Dose–Response Relative Risk of Injury From Acute Alcohol Consumption in 22 Countries: Are Women at Higher Risk Than Men?
The risk of injury from alcohol consumption was analyzed by gender, controlling for frequency of heavy alcohol use occasions, and by cause of injury (traffic, violence, fall, other).
Case-crossover analysis was conducted on 18,627 injured patients arriving at the emergency department (ED) within six hours of the event.

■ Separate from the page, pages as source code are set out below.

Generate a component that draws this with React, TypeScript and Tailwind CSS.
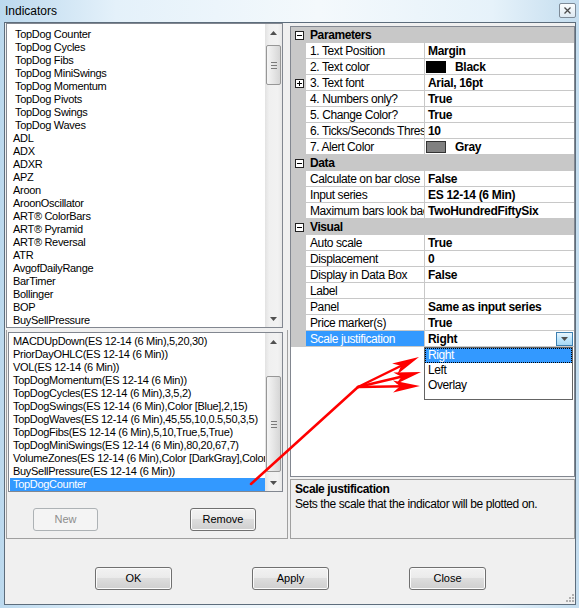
import React from 'react';

const indicatorNames = [
  'TopDog Counter',
  'TopDog Cycles',
  'TopDog Fibs',
  'TopDog MiniSwings',
  'TopDog Momentum',
  'TopDog Pivots',
  'TopDog Swings',
  'TopDog Waves',
  'ADL',
  'ADX',
  'ADXR',
  'APZ',
  'Aroon',
  'AroonOscillator',
  'ART® ColorBars',
  'ART® Pyramid',
  'ART® Reversal',
  'ATR',
  'AvgofDailyRange',
  'BarTimer',
  'Bollinger',
  'BOP',
  'BuySellPressure',
];

const applied = [
  'MACDUpDown(ES 12-14 (6 Min),5,20,30)',
  'PriorDayOHLC(ES 12-14 (6 Min))',
  'VOL(ES 12-14 (6 Min))',
  'TopDogMomentum(ES 12-14 (6 Min))',
  'TopDogCycles(ES 12-14 (6 Min),3,5,2)',
  'TopDogSwings(ES 12-14 (6 Min),Color [Blue],2,15)',
  'TopDogWaves(ES 12-14 (6 Min),45,55,10,0.5,50,3,5)',
  'TopDogFibs(ES 12-14 (6 Min),5,10,True,5,True)',
  'TopDogMiniSwings(ES 12-14 (6 Min),80,20,67,7)',
  'VolumeZones(ES 12-14 (6 Min),Color [DarkGray],Color [Gray])',
  'BuySellPressure(ES 12-14 (6 Min))',
  'TopDogCounter',
];

type Prop = { name: string; value: string; swatch?: 'black' | 'gray'; expand?: boolean; selected?: boolean };

const sections: { title: string; props: Prop[] }[] = [
  {
    title: 'Parameters',
    props: [
      { name: '1. Text Position', value: 'Margin' },
      { name: '2. Text color', value: 'Black', swatch: 'black' },
      { name: '3. Text font', value: 'Arial, 16pt', expand: true },
      { name: '4. Numbers only?', value: 'True' },
      { name: '5. Change Color?', value: 'True' },
      { name: '6. Ticks/Seconds Threshold', value: '10' },
      { name: '7. Alert Color', value: 'Gray', swatch: 'gray' },
    ],
  },
  {
    title: 'Data',
    props: [
      { name: 'Calculate on bar close', value: 'False' },
      { name: 'Input series', value: 'ES 12-14 (6 Min)' },
      { name: 'Maximum bars look back', value: 'TwoHundredFiftySix' },
    ],
  },
  {
    title: 'Visual',
    props: [
      { name: 'Auto scale', value: 'True' },
      { name: 'Displacement', value: '0' },
      { name: 'Display in Data Box', value: 'False' },
      { name: 'Label', value: '' },
      { name: 'Panel', value: 'Same as input series' },
      { name: 'Price marker(s)', value: 'True' },
      { name: 'Scale justification', value: 'Right', selected: true },
    ],
  },
];

function Tri({ up }: { up?: boolean }) {
  return (
    <svg width="7" height="4" viewBox="0 0 7 4">
      <path d={up ? 'M0 4L3.5 0L7 4Z' : 'M0 0H7L3.5 4Z'} fill="#505050" />
    </svg>
  );
}

function ScrollBar({ gap, thumb }: { gap: number; thumb: number }) {
  return (
    <div className="flex w-[17px] shrink-0 flex-col bg-[linear-gradient(90deg,#e2e2e2,#f0f0f0_25%,#f2f2f2_75%,#e8e8e8)]">
      <div className="flex h-[17px] shrink-0 items-center justify-center">
        <Tri up />
      </div>
      <div className="shrink-0" style={{ height: gap }} />
      <div
        className="mx-[1px] flex shrink-0 flex-col items-center justify-center gap-[2px] rounded-[2px] border border-[#979797] bg-[linear-gradient(90deg,#f5f5f5,#e6e6e6_50%,#d6d6d6)]"
        style={{ height: thumb }}
      >
        <span className="h-px w-[6px] bg-[#7a7a7a]" />
        <span className="h-px w-[6px] bg-[#7a7a7a]" />
        <span className="h-px w-[6px] bg-[#7a7a7a]" />
      </div>
      <div className="flex-1" />
      <div className="flex h-[17px] shrink-0 items-center justify-center">
        <Tri />
      </div>
    </div>
  );
}

function ExpandBox({ plus }: { plus?: boolean }) {
  return (
    <svg width="9" height="9" viewBox="0 0 9 9">
      <rect x="0.5" y="0.5" width="8" height="8" fill="#fff" stroke="#222" />
      <path d="M2 4.5H7" stroke="#000" />
      {plus && <path d="M4.5 2V7" stroke="#000" />}
    </svg>
  );
}

function WinButton({ label, width, disabled }: { label: string; width: string; disabled?: boolean }) {
  return (
    <button
      disabled={disabled}
      className={`flex h-[23px] items-center justify-center rounded-[3px] border text-[11px] ${width} ${
        disabled
          ? 'border-[#adb2b5] bg-[#f4f4f4] text-[#8d8d8d]'
          : 'border-[#707070] bg-[linear-gradient(#f2f2f2,#ebebeb_45%,#dddddd_50%,#cfcfcf)] text-black shadow-[inset_0_0_0_1px_#fbfbfb]'
      }`}
    >
      {label}
    </button>
  );
}

// arrowhead with a notched back, pointing from (x1,y1) to (x2,y2)
function head(x1: number, y1: number, x2: number, y2: number) {
  const dx = x2 - x1;
  const dy = y2 - y1;
  const l = Math.hypot(dx, dy);
  const ux = dx / l;
  const uy = dy / l;
  const px = -uy;
  const py = ux;
  const bx = x2 - ux * 27;
  const by = y2 - uy * 27;
  const nx = x2 - ux * 20;
  const ny = y2 - uy * 20;
  return `${x2},${y2} ${bx + px * 6},${by + py * 6} ${nx},${ny} ${bx - px * 6},${by - py * 6}`;
}

function Annotation() {
  const jx = 358;
  const jy = 387;
  const tips = [
    [419, 357],
    [421, 372],
    [420, 386],
  ];
  return (
    <svg className="pointer-events-none absolute left-0 top-0" width="579" height="608">
      <line x1="251" y1="484" x2={jx} y2={jy} stroke="#f00" strokeWidth="2.5" strokeLinecap="round" />
      {tips.map(([x, y]) => (
        <g key={y}>
          <line x1={jx} y1={jy} x2={x - (x - jx) * 0.25} y2={y - (y - jy) * 0.25} stroke="#f00" strokeWidth="2.5" strokeLinecap="round" />
          <polygon points={head(jx, jy, x, y)} fill="#f00" />
        </g>
      ))}
    </svg>
  );
}

export default function App() {
  return (
    <div className="relative flex h-[608px] w-[579px] flex-col overflow-hidden bg-[linear-gradient(90deg,#bcd9ee,#e4f1fa_20%,#f4f9fc_55%,#e6f2fa_85%,#c4ddef)] pb-[3px] pl-[4px] pr-[3px] font-['Liberation_Sans',Arial,sans-serif] text-black">
      {/* caption */}
      <div className="flex h-[22px] shrink-0 items-center justify-between pl-[1px]">
        <span className="text-[12px] leading-none">Indicators</span>
        <div className="mb-[2px] flex h-[15px] w-[17px] items-center justify-center rounded-[2px] border border-[#7d8a97] bg-[linear-gradient(#fbfdfe,#dde9f2)]">
          <svg width="7" height="7" viewBox="0 0 7 7">
            <path d="M0.5 0.5L6.5 6.5M6.5 0.5L0.5 6.5" stroke="#4a4a4a" strokeWidth="1.3" />
          </svg>
        </div>
      </div>

      {/* client area */}
      <div className="flex flex-1 flex-col border border-[#5d6d7c] bg-[#f0f0f0]">
        <div className="flex h-[516px] shrink-0 gap-[2px]">
          {/* indicator lists */}
          <div className="flex w-[283px] shrink-0 flex-col">
            <div className="ml-[1px] flex h-[305px] w-[277px] shrink-0 border border-[#828790] bg-white">
              <div className="flex-1 overflow-hidden pt-[4px] text-[11px] tracking-[-0.3px]">
                {indicatorNames.map((n) => (
                  <div
                    key={n}
                    className={`h-[13px] whitespace-nowrap leading-[13px] ${n.startsWith('TopDog') ? 'pl-[8px]' : 'pl-[6px]'}`}
                  >
                    {n}
                  </div>
                ))}
              </div>
              <ScrollBar gap={4} thumb={40} />
            </div>

            <div className="ml-[1px] mt-[2px] flex h-[209px] w-[282px] shrink-0 flex-col border-x border-b border-[#a0a0a0]">
              <div className="ml-[1px] mt-[2px] flex h-[160px] w-[275px] shrink-0 border border-[#828790] bg-white">
                <div className="flex-1 overflow-hidden pt-[2px] text-[11px] tracking-[-0.3px]">
                  {applied.map((n, i) => (
                    <div
                      key={n}
                      className={`ml-[1px] h-[13px] overflow-hidden whitespace-nowrap pl-[3px] leading-[13px] ${
                        i === applied.length - 1 ? 'bg-[#3399ff] text-white' : ''
                      }`}
                    >
                      {n}
                    </div>
                  ))}
                </div>
                <ScrollBar gap={26} thumb={96} />
              </div>
              <div className="mt-[16px] flex">
                <div className="ml-[26px]">
                  <WinButton label="New" width="w-[65px]" disabled />
                </div>
                <div className="ml-[92px]">
                  <WinButton label="Remove" width="w-[66px]" />
                </div>
              </div>
            </div>
          </div>

          {/* property grid */}
          <div className="flex w-[285px] shrink-0 flex-col">
            <div className="relative mt-[3px] h-[451px] shrink-0 border border-[#828790] bg-white text-[12px] tracking-[-0.4px]">
              {sections.map((s) => (
                <div key={s.title}>
                  <div className="flex h-[16px] items-center bg-[#c8c8c8]">
                    <div className="flex w-[15px] shrink-0 items-center justify-center pl-[1px]">
                      <ExpandBox />
                    </div>
                    <span className="pl-[4px] font-bold leading-none">{s.title}</span>
                  </div>
                  {s.props.map((p) => (
                    <div key={p.name} className="flex h-[16px]">
                      <div className="flex w-[15px] shrink-0 items-center justify-center bg-[#c8c8c8] pl-[1px]">
                        {p.expand && <ExpandBox plus />}
                      </div>
                      <div
                        className={`flex w-[119px] shrink-0 items-center overflow-hidden whitespace-nowrap border-b border-r border-[#c8c8c8] pl-[4px] ${
                          p.selected ? 'bg-[#3399ff] text-white' : ''
                        }`}
                      >
                        {p.name}
                      </div>
                      <div className="flex min-w-0 flex-1 items-center overflow-hidden whitespace-nowrap border-b border-[#c8c8c8] text-[12px] font-bold tracking-[-0.3px]">
                        {p.swatch && (
                          <span
                            className={`ml-[1px] mr-[9px] h-[12px] w-[20px] shrink-0 border ${
                              p.swatch === 'black' ? 'border-black bg-black' : 'border-[#333] bg-[#808080]'
                            }`}
                          />
                        )}
                        <span className={p.swatch ? '' : 'pl-[3px]'}>{p.value}</span>
                        {p.selected && (
                          <div className="ml-auto mr-[1px] flex h-[14px] w-[17px] items-center justify-center border border-[#3c7fb1] bg-[linear-gradient(#eaf6fd,#bee6fd_50%,#a7d9f5)]">
                            <Tri />
                          </div>
                        )}
                      </div>
                    </div>
                  ))}
                </div>
              ))}

              {/* open value list */}
              <div className="absolute left-[133px] top-[320px] h-[53px] w-[149px] border border-[#646464] bg-white">
                <div className="h-[15px] border border-dotted border-black bg-[#3399ff] pl-[2px] leading-[13px] text-white">
                  Right
                </div>
                <div className="h-[15px] pl-[3px] leading-[15px]">Left</div>
                <div className="h-[15px] pl-[3px] leading-[15px]">Overlay</div>
              </div>
            </div>

            <div className="mt-[2px] h-[60px] shrink-0 border border-[#a0a0a0] bg-[#f0f0f0] pl-[4px] pt-[2px] text-[12px] leading-[15px] tracking-[-0.4px]">
              <div className="font-bold">Scale justification</div>
              <div>Sets the scale that the indicator will be plotted on.</div>
            </div>
          </div>
        </div>

        {/* dialog buttons */}
        <div className="flex flex-1 items-start gap-[80px] pl-[90px] pt-[28px]">
          <WinButton label="OK" width="w-[77px]" />
          <WinButton label="Apply" width="w-[77px]" />
          <WinButton label="Close" width="w-[77px]" />
        </div>
      </div>

      {/* size grip */}
      <svg className="absolute bottom-[6px] right-[5px]" width="9" height="9" viewBox="0 0 9 9">
        {[
          [7, 1],
          [4, 4],
          [7, 4],
          [1, 7],
          [4, 7],
          [7, 7],
        ].map(([x, y]) => (
          <rect key={`${x}-${y}`} x={x} y={y} width="2" height="2" fill="#b0b0b0" />
        ))}
      </svg>

      <Annotation />
    </div>
  );
}
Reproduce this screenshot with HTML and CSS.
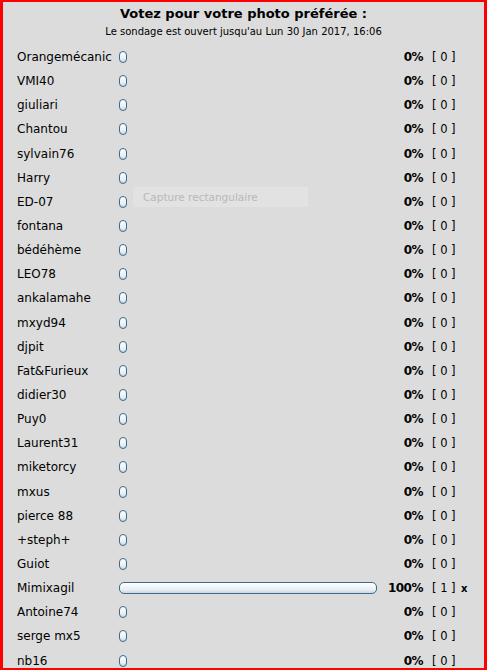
FILE: index.html
```html
<!DOCTYPE html>
<html>
<head>
<meta charset="utf-8">
<link rel="stylesheet" href="styles.css">
</head>
<body>
<div class="frame">
  <h1 class="title">Votez pour votre photo préférée :</h1>
  <p class="sub">Le sondage est ouvert jusqu'au Lun 30 Jan 2017, 16:06</p>
  <div class="poll">
    <div class="row"><span class="name">Orangemécanic</span><span class="bar"><i class="pill"></i></span><b class="pct">0%</b><span class="cnt">[ 0 ]</span><span class="mark"></span></div>
    <div class="row"><span class="name">VMI40</span><span class="bar"><i class="pill"></i></span><b class="pct">0%</b><span class="cnt">[ 0 ]</span><span class="mark"></span></div>
    <div class="row"><span class="name">giuliari</span><span class="bar"><i class="pill"></i></span><b class="pct">0%</b><span class="cnt">[ 0 ]</span><span class="mark"></span></div>
    <div class="row"><span class="name">Chantou</span><span class="bar"><i class="pill"></i></span><b class="pct">0%</b><span class="cnt">[ 0 ]</span><span class="mark"></span></div>
    <div class="row"><span class="name">sylvain76</span><span class="bar"><i class="pill"></i></span><b class="pct">0%</b><span class="cnt">[ 0 ]</span><span class="mark"></span></div>
    <div class="row"><span class="name">Harry</span><span class="bar"><i class="pill"></i></span><b class="pct">0%</b><span class="cnt">[ 0 ]</span><span class="mark"></span></div>
    <div class="row"><span class="name">ED-07</span><span class="bar"><i class="pill"></i></span><b class="pct">0%</b><span class="cnt">[ 0 ]</span><span class="mark"></span></div>
    <div class="row"><span class="name">fontana</span><span class="bar"><i class="pill"></i></span><b class="pct">0%</b><span class="cnt">[ 0 ]</span><span class="mark"></span></div>
    <div class="row"><span class="name">bédéhème</span><span class="bar"><i class="pill"></i></span><b class="pct">0%</b><span class="cnt">[ 0 ]</span><span class="mark"></span></div>
    <div class="row"><span class="name">LEO78</span><span class="bar"><i class="pill"></i></span><b class="pct">0%</b><span class="cnt">[ 0 ]</span><span class="mark"></span></div>
    <div class="row"><span class="name">ankalamahe</span><span class="bar"><i class="pill"></i></span><b class="pct">0%</b><span class="cnt">[ 0 ]</span><span class="mark"></span></div>
    <div class="row"><span class="name">mxyd94</span><span class="bar"><i class="pill"></i></span><b class="pct">0%</b><span class="cnt">[ 0 ]</span><span class="mark"></span></div>
    <div class="row"><span class="name">djpit</span><span class="bar"><i class="pill"></i></span><b class="pct">0%</b><span class="cnt">[ 0 ]</span><span class="mark"></span></div>
    <div class="row"><span class="name">Fat&amp;Furieux</span><span class="bar"><i class="pill"></i></span><b class="pct">0%</b><span class="cnt">[ 0 ]</span><span class="mark"></span></div>
    <div class="row"><span class="name">didier30</span><span class="bar"><i class="pill"></i></span><b class="pct">0%</b><span class="cnt">[ 0 ]</span><span class="mark"></span></div>
    <div class="row"><span class="name">Puy0</span><span class="bar"><i class="pill"></i></span><b class="pct">0%</b><span class="cnt">[ 0 ]</span><span class="mark"></span></div>
    <div class="row"><span class="name">Laurent31</span><span class="bar"><i class="pill"></i></span><b class="pct">0%</b><span class="cnt">[ 0 ]</span><span class="mark"></span></div>
    <div class="row"><span class="name">miketorcy</span><span class="bar"><i class="pill"></i></span><b class="pct">0%</b><span class="cnt">[ 0 ]</span><span class="mark"></span></div>
    <div class="row"><span class="name">mxus</span><span class="bar"><i class="pill"></i></span><b class="pct">0%</b><span class="cnt">[ 0 ]</span><span class="mark"></span></div>
    <div class="row"><span class="name">pierce 88</span><span class="bar"><i class="pill"></i></span><b class="pct">0%</b><span class="cnt">[ 0 ]</span><span class="mark"></span></div>
    <div class="row"><span class="name">+steph+</span><span class="bar"><i class="pill"></i></span><b class="pct">0%</b><span class="cnt">[ 0 ]</span><span class="mark"></span></div>
    <div class="row"><span class="name">Guiot</span><span class="bar"><i class="pill"></i></span><b class="pct">0%</b><span class="cnt">[ 0 ]</span><span class="mark"></span></div>
    <div class="row"><span class="name">Mimixagil</span><span class="bar"><i class="pill full"></i></span><b class="pct">100%</b><span class="cnt">[ 1 ]</span><span class="mark">x</span></div>
    <div class="row"><span class="name">Antoine74</span><span class="bar"><i class="pill"></i></span><b class="pct">0%</b><span class="cnt">[ 0 ]</span><span class="mark"></span></div>
    <div class="row"><span class="name">serge mx5</span><span class="bar"><i class="pill"></i></span><b class="pct">0%</b><span class="cnt">[ 0 ]</span><span class="mark"></span></div>
    <div class="row"><span class="name">nb16</span><span class="bar"><i class="pill"></i></span><b class="pct">0%</b><span class="cnt">[ 0 ]</span><span class="mark"></span></div>
  </div>
  <div class="tip">Capture rectangulaire</div>
</div>
</body>
</html>
```

FILE: styles.css
```css
html, body {
  margin: 0;
  padding: 0;
  background: #dcdcdc;
}
.frame {
  position: relative;
  box-sizing: border-box;
  width: 487px;
  height: 670px;
  overflow: hidden;
  border: 2px solid #ff0000;
  border-left-width: 3px;
  border-right-width: 3px;
  background: #dcdcdc;
  font-family: "DejaVu Sans", Verdana, sans-serif;
  color: #000;
}
.title {
  margin: 4px 0 0;
  text-align: center;
  font-size: 13px;
  font-weight: bold;
  line-height: 16px;
}
.sub {
  margin: 3px 0 0;
  text-align: center;
  font-size: 10px;
  line-height: 13px;
}
.poll {
  margin-top: 7px;
  display: flex;
  flex-direction: column;
}
.row {
  display: grid;
  grid-template-columns: 102px 266px 38px 32px 20px;
  align-items: center;
  height: 24.15px;
  padding-left: 14px;
  font-size: 12px;
}
.name {
  white-space: nowrap;
}
.bar {
  display: flex;
  align-items: center;
}
.pill {
  display: block;
  box-sizing: border-box;
  width: 8px;
  height: 12px;
  border: 1px solid #3f6a86;
  border-radius: 5px;
  background: linear-gradient(#ffffff, #e6eef4 70%, #c9d6e0);
}
.pill.full {
  width: 258px;
}
.pct {
  text-align: right;
  font-size: 12px;
  letter-spacing: -0.5px;
}
.cnt {
  padding-left: 9px;
  white-space: nowrap;
  font-size: 11.5px;
}
.mark {
  font-size: 10px;
  font-weight: bold;
  padding-left: 6px;
}
.tip {
  position: absolute;
  left: 130px;
  top: 185px;
  width: 175px;
  height: 20px;
  box-sizing: border-box;
  padding-left: 10px;
  background: #e2e2e2;
  color: #b8b8b8;
  font-size: 10.5px;
  line-height: 20px;
}
```
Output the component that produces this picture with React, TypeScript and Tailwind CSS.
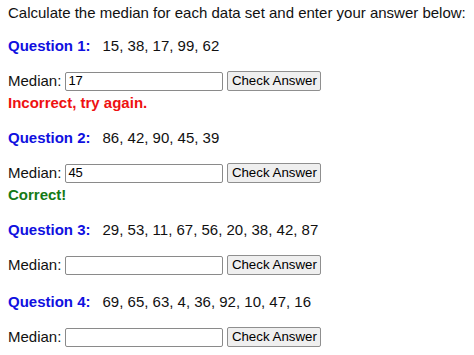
import React from 'react';

interface Item {
  id: number;
  data: number[];
  value: string;
  feedback?: { text: string; ok: boolean };
}

const items: Item[] = [
  { id: 1, data: [15, 38, 17, 99, 62], value: '17', feedback: { text: 'Incorrect, try again.', ok: false } },
  { id: 2, data: [86, 42, 90, 45, 39], value: '45', feedback: { text: 'Correct!', ok: true } },
  { id: 3, data: [29, 53, 11, 67, 56, 20, 38, 42, 87], value: '' },
  { id: 4, data: [69, 65, 63, 4, 36, 92, 10, 47, 16], value: '' },
];

function Question({ item, first }: { item: Item; first: boolean }): React.ReactElement {
  return (
    <div className={first ? 'mt-[15px]' : 'mt-[17px]'}>
      <div className="leading-[18px]">
        <span className="mr-[12px] font-bold text-[#1010e0]">Question {item.id}:</span>
        <span>{item.data.join(', ')}</span>
      </div>
      <div className="mt-[15px] flex h-[22px] items-center">
        <span>Median:</span>
        <input
          type="text"
          defaultValue={item.value}
          className="ml-[4px] h-[19px] w-[158px] rounded-[2px] border border-[#8a8a8a] bg-white px-[2px] text-[13px] text-black outline-none"
        />
        <button
          type="button"
          className="ml-[4px] h-[20px] w-[94px] rounded-[2px] border border-[#8f8f8f] bg-[#efefef] text-[13.3px] leading-none text-black"
        >
          Check Answer
        </button>
      </div>
      {item.feedback ? (
        <div
          className={`mb-[3px] mt-[2px] font-bold leading-[18px] ${
            item.feedback.ok ? 'text-[#157a15]' : 'text-[#ee1111]'
          }`}
        >
          {item.feedback.text}
        </div>
      ) : null}
    </div>
  );
}

export default function App(): React.ReactElement {
  return (
    <div
      className="min-h-screen bg-white pl-[8px] pt-[4px] text-[15px] text-[#111]"
      style={{ fontFamily: '"Liberation Sans", Arial, sans-serif' }}
    >
      <div className="whitespace-nowrap leading-[18px]">
        Calculate the median for each data set and enter your answer below:
      </div>
      {items.map((item, i) => (
        <Question key={item.id} item={item} first={i === 0} />
      ))}
    </div>
  );
}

Risk of injury was similar for females and males at ≤3 units of alcohol prior to injury. At higher volume levels females were at greater risk than males, and significantly so at 3.1–6 units of alcohol and 6.1–10 units of alcohol. For those reporting 5+ ≥ monthly, females were at higher risk than males at all volume levels, and the gender by volume interaction was stronger than for those consuming 5+ <monthly at ≤3 units of alcohol and 6.1–10 units of alcohol. Females were at higher risk of injury than males for all causes of injury except those related to traffic at lower levels of consumption (<6 units of alcohol), although the gender by volume interaction was significant only for injury from other causes at 3.1–6 units of alcohol.
Females are at higher risk of injury than males, regardless of frequency of heavy alcohol use and for all causes other than those related to traffic.